# [PROBLEM TO SOLVE]
Nothing after the line with "2, maximumFractionDigits: 2" belongs in the copy; extract the lines below from the top through that line, pictures left out.

# [RECORDS FOR THIS TASK]

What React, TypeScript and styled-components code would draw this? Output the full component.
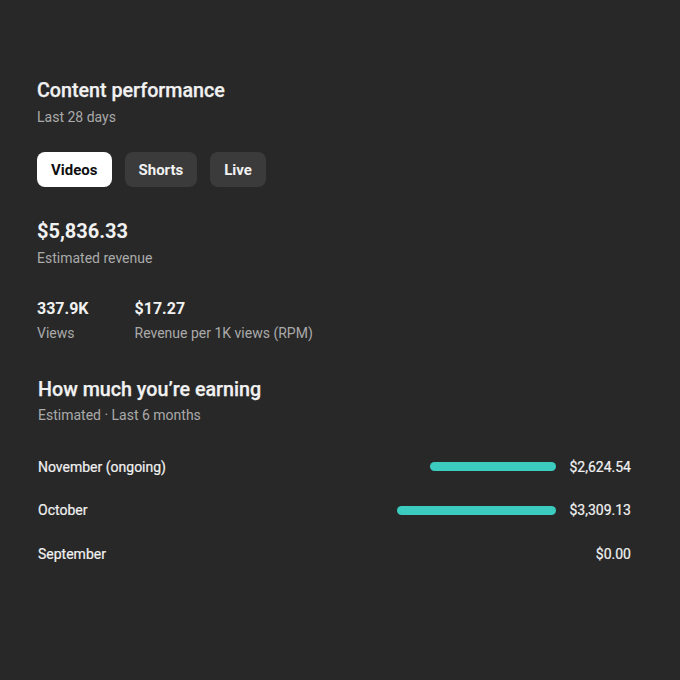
import React from 'react';
import styled, { createGlobalStyle } from 'styled-components';

const GlobalStyle = createGlobalStyle`
  html, body {
    margin: 0;
    padding: 0;
    background: #282828;
  }
  body {
    font-family: Roboto, "Noto Sans", Arial, sans-serif;
    color: #f1f1f1;
  }
`;

type Month = {
  label: string;
  amount: number;
};

const months: Month[] = [
  { label: 'November (ongoing)', amount: 2624.54 },
  { label: 'October', amount: 3309.13 },
  { label: 'September', amount: 0 },
];

const BAR_MAX = 159;

const money = (n: number) =>
  '$' + n.toLocaleString('en-US', { minimumFractionDigits: 2, maximumFractionDigits: 2 });

function App() {
  const [tab, setTab] = React.useState('Videos');
  const top = Math.max(...months.map((m) => m.amount));

  return (
    <>
      <GlobalStyle />
      <Page>
        <Section>
          <Title>Content performance</Title>
          <Sub>Last 28 days</Sub>
        </Section>

        <Chips>
          {['Videos', 'Shorts', 'Live'].map((t) => (
            <Chip key={t} $active={tab === t} onClick={() => setTab(t)}>
              {t}
            </Chip>
          ))}
        </Chips>

        <Revenue>
          <BigValue>$5,836.33</BigValue>
          <Sub>Estimated revenue</Sub>
        </Revenue>

        <Stats>
          <Stat>
            <StatValue>337.9K</StatValue>
            <Sub>Views</Sub>
          </Stat>
          <Stat>
            <StatValue>$17.27</StatValue>
            <Sub>Revenue per 1K views (RPM)</Sub>
          </Stat>
        </Stats>

        <Earning>
          <Title>How much you’re earning</Title>
          <Sub>Estimated · Last 6 months</Sub>
        </Earning>

        <Rows>
          {months.map((m) => (
            <Row key={m.label}>
              <RowLabel>{m.label}</RowLabel>
              <BarTrack>
                {m.amount > 0 && <Bar style={{ width: (m.amount / top) * BAR_MAX }} />}
              </BarTrack>
              <Amount>{money(m.amount)}</Amount>
            </Row>
          ))}
        </Rows>
      </Page>
    </>
  );
}

export default App;

const Page = styled.div`
  width: 680px;
  height: 680px;
  box-sizing: border-box;
  padding: 78px 49px 0 37px;
  display: flex;
  flex-direction: column;
`;

const Section = styled.div`
  display: flex;
  flex-direction: column;
  gap: 3px;
`;

const Title = styled.div`
  font-size: 19.7px;
  line-height: 26px;
  font-weight: 500;
  color: #f1f1f1;
  -webkit-text-stroke: 0.25px #f1f1f1;
`;

const Sub = styled.div`
  font-size: 14px;
  line-height: 20px;
  color: #aaaaaa;
`;

const Chips = styled.div`
  display: flex;
  gap: 13px;
  margin-top: 25px;
`;

const Chip = styled.button<{ $active: boolean }>`
  height: 35px;
  padding: 0 14px;
  border: none;
  border-radius: 8px;
  font-family: inherit;
  font-size: 15px;
  font-weight: 700;
  cursor: pointer;
  background: ${(p) => (p.$active ? '#ffffff' : '#3b3b3b')};
  color: ${(p) => (p.$active ? '#0f0f0f' : '#f1f1f1')};
`;

const Revenue = styled.div`
  display: flex;
  flex-direction: column;
  gap: 4px;
  margin-top: 31px;
`;

const BigValue = styled.div`
  font-size: 20px;
  line-height: 26px;
  font-weight: 700;
`;

const Stats = styled.div`
  display: flex;
  gap: 46px;
  margin-top: 30px;
`;

const Stat = styled.div`
  display: flex;
  flex-direction: column;
  gap: 3px;
`;

const StatValue = styled.div`
  font-size: 16px;
  line-height: 22px;
  font-weight: 700;
`;

const Earning = styled(Section)`
  margin-top: 34px;
  padding-left: 1px;
  gap: 2px;
`;

const Rows = styled.div`
  display: flex;
  flex-direction: column;
  margin-top: 20px;
  padding-left: 1px;
`;

const Row = styled.div`
  display: flex;
  align-items: center;
  height: 43.5px;
  font-size: 14px;
  color: #f1f1f1;
  -webkit-text-stroke: 0.2px #f1f1f1;
`;

const RowLabel = styled.div`
  flex: 1;
`;

const BarTrack = styled.div`
  display: flex;
  justify-content: flex-end;
  width: ${BAR_MAX}px;
`;

const Bar = styled.div`
  height: 9px;
  border-radius: 5px;
  background: #3ccbbf;
`;

const Amount = styled.div`
  min-width: 62px;
  margin-left: 13px;
  text-align: right;
`;
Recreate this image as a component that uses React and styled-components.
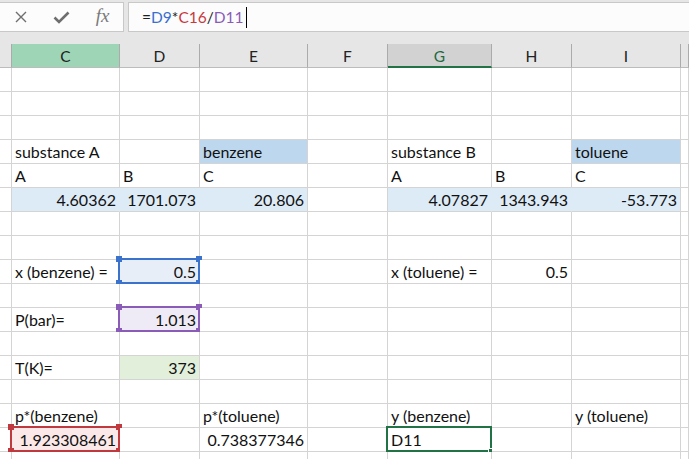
import React from "react";
import styled, { createGlobalStyle } from "styled-components";

const GlobalStyle = createGlobalStyle`
  html, body { margin: 0; padding: 0; background: #ffffff; overflow: hidden; }
  * { box-sizing: border-box; }
`;

const FONT = `"Lato", "Open Sans", "Liberation Sans", sans-serif`;

const Page = styled.div`
  width: 689px;
  height: 459px;
  display: flex;
  flex-direction: column;
  background: #ffffff;
  font-family: ${FONT};
  overflow: hidden;
`;

const FormulaBar = styled.div`
  height: 44px;
  flex: none;
  display: flex;
  align-items: flex-start;
  gap: 4px;
  padding-top: 2px;
  background: #e6e6e6;
`;

const IconBox = styled.div`
  width: 124px;
  height: 30px;
  display: flex;
  align-items: center;
  background: #fcfcfc;
  border-top: 1px solid #c8c8c8;
  border-bottom: 1px solid #c8c8c8;
  border-right: 1px solid #c8c8c8;
`;

const IconSlot = styled.div`
  width: 42px;
  height: 28px;
  display: flex;
  align-items: center;
  justify-content: center;
  color: #707070;
`;

const FxGlyph = styled.span`
  font-family: "Liberation Serif", serif;
  font-style: italic;
  font-size: 19px;
  color: #7a7a7a;
  letter-spacing: 0px;
  transform: translateY(-1px);
`;

const FormulaInput = styled.div`
  flex: 1;
  height: 30px;
  display: flex;
  align-items: center;
  padding-left: 13px;
  background: #fcfcfc;
  border: 1px solid #c8c8c8;
  border-right: none;
  font-size: 15.5px;
`;

const Token = styled.span`
  color: ${(p) => p.$color || "#1f1f1f"};
`;

const Caret = styled.span`
  display: inline-block;
  width: 1px;
  height: 21px;
  margin-left: 2px;
  background: #000;
`;

const Sheet = styled.div`
  display: grid;
  grid-template-columns: 12px 108px 80px 108px 80px 104px 80px 109px 1fr;
  grid-auto-rows: 24px;
`;

const ColHeader = styled.div`
  display: flex;
  align-items: center;
  justify-content: center;
  font-size: 15.5px;
  color: ${(p) => (p.$state === "active" ? "#1e6b42" : "#222")};
  background: ${(p) =>
    p.$state === "selected" ? "#9fd5b7" : p.$state === "active" ? "#d2d2d2" : "#e6e6e6"};
  border-right: 1px solid #ababab;
  border-bottom: ${(p) => (p.$state === "active" ? "2px solid #217346" : "1px solid #bcbcbc")};
  padding-top: 1px;
`;

const Cell = styled.div`
  position: relative;
  display: flex;
  align-items: flex-end;
  justify-content: ${(p) => (p.$right ? "flex-end" : "flex-start")};
  padding: 0 3px 2px 3px;
  font-size: 16px;
  line-height: 19px;
  color: #111;
  white-space: nowrap;
  background: ${(p) => p.$fill || "#ffffff"};
  border-right: 1px solid ${(p) => p.$fillRight || "#d4d4d4"};
  border-bottom: 1px solid #d4d4d4;
`;

const Range = styled.div`
  position: absolute;
  top: -2px;
  left: -2px;
  right: -1px;
  bottom: -1px;
  border: 2px solid ${(p) => p.$color};
  pointer-events: none;
`;

const Handle = styled.span`
  position: absolute;
  width: 6px;
  height: 6px;
  background: ${(p) => p.$color};
  ${(p) => (p.$v === "t" ? "top: -4px;" : "bottom: -4px;")}
  ${(p) => (p.$h === "l" ? "left: -4px;" : "right: -4px;")}
`;

const ActiveBorder = styled.div`
  position: absolute;
  top: -2px;
  left: -2px;
  right: -1px;
  bottom: -1px;
  border: 2px solid #217346;
  pointer-events: none;
`;

const FillHandle = styled.span`
  position: absolute;
  right: -4px;
  bottom: -4px;
  width: 6px;
  height: 6px;
  background: #217346;
  border: 1px solid #ffffff;
`;

const RangeBox = ({ color }) => (
  <Range $color={color}>
    <Handle $color={color} $v="t" $h="l" />
    <Handle $color={color} $v="t" $h="r" />
    <Handle $color={color} $v="b" $h="l" />
    <Handle $color={color} $v="b" $h="r" />
  </Range>
);

const HEAD = "#bdd7ee";
const VAL = "#ddebf7";

const rows = [
  {},
  {},
  {},
  {
    C: { t: "substance A" },
    E: { t: "benzene", fill: HEAD },
    G: { t: "substance B" },
    I: { t: "toluene", fill: HEAD },
  },
  { C: { t: "A" }, D: { t: "B" }, E: { t: "C" }, G: { t: "A" }, H: { t: "B" }, I: { t: "C" } },
  {
    C: { t: "4.60362", r: true, fill: VAL, joinRight: true },
    D: { t: "1701.073", r: true, fill: VAL, joinRight: true },
    E: { t: "20.806", r: true, fill: VAL },
    G: { t: "4.07827", r: true, fill: VAL, joinRight: true },
    H: { t: "1343.943", r: true, fill: VAL, joinRight: true },
    I: { t: "-53.773", r: true, fill: VAL },
  },
  {},
  {},
  {
    C: { t: "x (benzene) =" },
    D: { t: "0.5", r: true, fill: "#e8eef8", range: "#3a72cc" },
    G: { t: "x (toluene) =" },
    H: { t: "0.5", r: true },
  },
  {},
  { C: { t: "P(bar)=" }, D: { t: "1.013", r: true, fill: "#efebf6", range: "#8a5cb8" } },
  {},
  { C: { t: "T(K)=" }, D: { t: "373", r: true, fill: "#e2efda" } },
  {},
  {
    C: { t: "p*(benzene)" },
    E: { t: "p*(toluene)" },
    G: { t: "y (benzene)" },
    I: { t: "y (toluene)" },
  },
  {
    C: { t: "1.923308461", r: true, fill: "#fbe9ea", range: "#c0393e" },
    E: { t: "0.738377346", r: true },
    G: { t: "D11", active: true },
  },
  {},
];

const COLS = ["B", "C", "D", "E", "F", "G", "H", "I", "J"];

const CrossIcon = () => (
  <svg width="12" height="12" viewBox="0 0 12 12">
    <path d="M1 1 L11 11 M11 1 L1 11" stroke="#6e6e6e" strokeWidth="1.4" fill="none" />
  </svg>
);

const CheckIcon = () => (
  <svg width="17" height="13" viewBox="0 0 17 13">
    <path d="M1.5 6.5 L6 11 L15.5 1.5" stroke="#6e6e6e" strokeWidth="2.6" fill="none" strokeLinejoin="miter" />
  </svg>
);

export default function App() {
  return (
    <Page>
      <GlobalStyle />
      <FormulaBar>
        <IconBox>
          <IconSlot>
            <CrossIcon />
          </IconSlot>
          <IconSlot>
            <CheckIcon />
          </IconSlot>
          <IconSlot>
            <FxGlyph>fx</FxGlyph>
          </IconSlot>
        </IconBox>
        <FormulaInput>
          <Token>=</Token>
          <Token $color="#3a6fd1">D9</Token>
          <Token>*</Token>
          <Token $color="#c8393e">C16</Token>
          <Token>/</Token>
          <Token $color="#8a5cb8">D11</Token>
          <Caret />
        </FormulaInput>
      </FormulaBar>
      <Sheet>
        {COLS.map((c) => (
          <ColHeader
            key={c}
            $state={c === "C" ? "selected" : c === "G" ? "active" : undefined}
          >
            {c === "B" || c === "J" ? "" : c}
          </ColHeader>
        ))}
        {rows.map((row, ri) =>
          COLS.map((c) => {
            const d = row[c] || {};
            return (
              <Cell
                key={`${ri}-${c}`}
                $right={d.r}
                $fill={d.fill}
                $fillRight={d.joinRight ? d.fill : undefined}
              >
                {d.t}
                {d.range && <RangeBox color={d.range} />}
                {d.active && (
                  <ActiveBorder>
                    <FillHandle />
                  </ActiveBorder>
                )}
              </Cell>
            );
          })
        )}
      </Sheet>
    </Page>
  );
}
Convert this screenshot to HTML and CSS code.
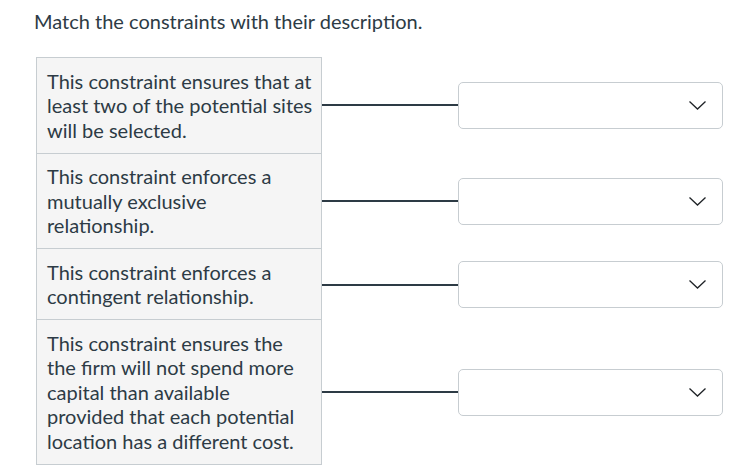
FILE: index.html
```html
<!DOCTYPE html>
<html lang="en">
<head>
    <meta charset="UTF-8">
    <title>Matching Question</title>
    <link rel="stylesheet" href="styles.css">
</head>
<body>

<div class="question">
    <p class="prompt">Match the constraints with their description.</p>

    <div class="match-list">
        <div class="match-row">
            <div class="match-text">This constraint ensures that at least two of the potential sites will be selected.</div>
            <div class="connector"></div>
            <div class="answer">
                <select aria-label="Answer 1"><option></option></select>
                <svg class="chevron" width="17" height="9" viewBox="0 0 17 9"><path d="M0.5 0.5 L8.5 8 L16.5 0.5" fill="none" stroke="#1f2327" stroke-width="1.3"/></svg>
            </div>
        </div>

        <div class="match-row">
            <div class="match-text">This constraint enforces a mutually exclusive relationship.</div>
            <div class="connector"></div>
            <div class="answer">
                <select aria-label="Answer 2"><option></option></select>
                <svg class="chevron" width="17" height="9" viewBox="0 0 17 9"><path d="M0.5 0.5 L8.5 8 L16.5 0.5" fill="none" stroke="#1f2327" stroke-width="1.3"/></svg>
            </div>
        </div>

        <div class="match-row">
            <div class="match-text">This constraint enforces a contingent relationship.</div>
            <div class="connector"></div>
            <div class="answer">
                <select aria-label="Answer 3"><option></option></select>
                <svg class="chevron" width="17" height="9" viewBox="0 0 17 9"><path d="M0.5 0.5 L8.5 8 L16.5 0.5" fill="none" stroke="#1f2327" stroke-width="1.3"/></svg>
            </div>
        </div>

        <div class="match-row">
            <div class="match-text">This constraint ensures the the firm will not spend more capital than available<br>provided that each potential location has a different cost.</div>
            <div class="connector"></div>
            <div class="answer">
                <select aria-label="Answer 4"><option></option></select>
                <svg class="chevron" width="17" height="9" viewBox="0 0 17 9"><path d="M0.5 0.5 L8.5 8 L16.5 0.5" fill="none" stroke="#1f2327" stroke-width="1.3"/></svg>
            </div>
        </div>
    </div>
</div>

</body>
</html>
```

FILE: styles.css
```css
/* Base */
* {
    box-sizing: border-box;
}

body {
    margin: 0;
    font-family: Lato, "Open Sans", sans-serif;
    color: #2d3b45;
    background: #fff;
}

.question {
    padding: 9px 0 0 36px;
}

.prompt {
    margin: 0 0 24px -2px;
    font-size: 20px;
    line-height: 24px;
}

/* Rows: description box, connector line, dropdown */
.match-row {
    display: flex;
    align-items: center;
}

.match-text {
    width: 286px;
    flex: none;
    padding: 10.5px 7px 10.5px 10px;
    font-size: 20px;
    line-height: 24.5px;
    background-color: #f5f5f5;
    border: 1px solid #c7cdd1;
}

.match-row + .match-row .match-text {
    margin-top: -1px;
}

.connector {
    width: 136px;
    height: 2px;
    flex: none;
    background-color: #2d3b45;
}

.answer {
    position: relative;
    width: 265px;
    height: 47px;
}

.answer select {
    appearance: none;
    -webkit-appearance: none;
    width: 100%;
    height: 100%;
    border: 1px solid #c7cdd1;
    border-radius: 5px;
    background: #fff;
    font: inherit;
}

.chevron {
    position: absolute;
    right: 17px;
    top: 19px;
    pointer-events: none;
}
```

# [WRITTEN RESPONSE]
What React, TypeScript and styled-components code would draw this? Output the full component.
import React from 'react';
import styled, { createGlobalStyle } from 'styled-components';

const GlobalStyle = createGlobalStyle`
  html, body {
    margin: 0;
    padding: 0;
    background: #282828;
  }
  body {
    font-family: Roboto, "Noto Sans", Arial, sans-serif;
    color: #f1f1f1;
  }
`;

type Month = {
  label: string;
  amount: number;
};

const months: Month[] = [
  { label: 'November (ongoing)', amount: 2624.54 },
  { label: 'October', amount: 3309.13 },
  { label: 'September', amount: 0 },
];

const BAR_MAX = 159;

const money = (n: number) =>
  '$' + n.toLocaleString('en-US', { minimumFractionDigits: 2, maximumFractionDigits: 2 });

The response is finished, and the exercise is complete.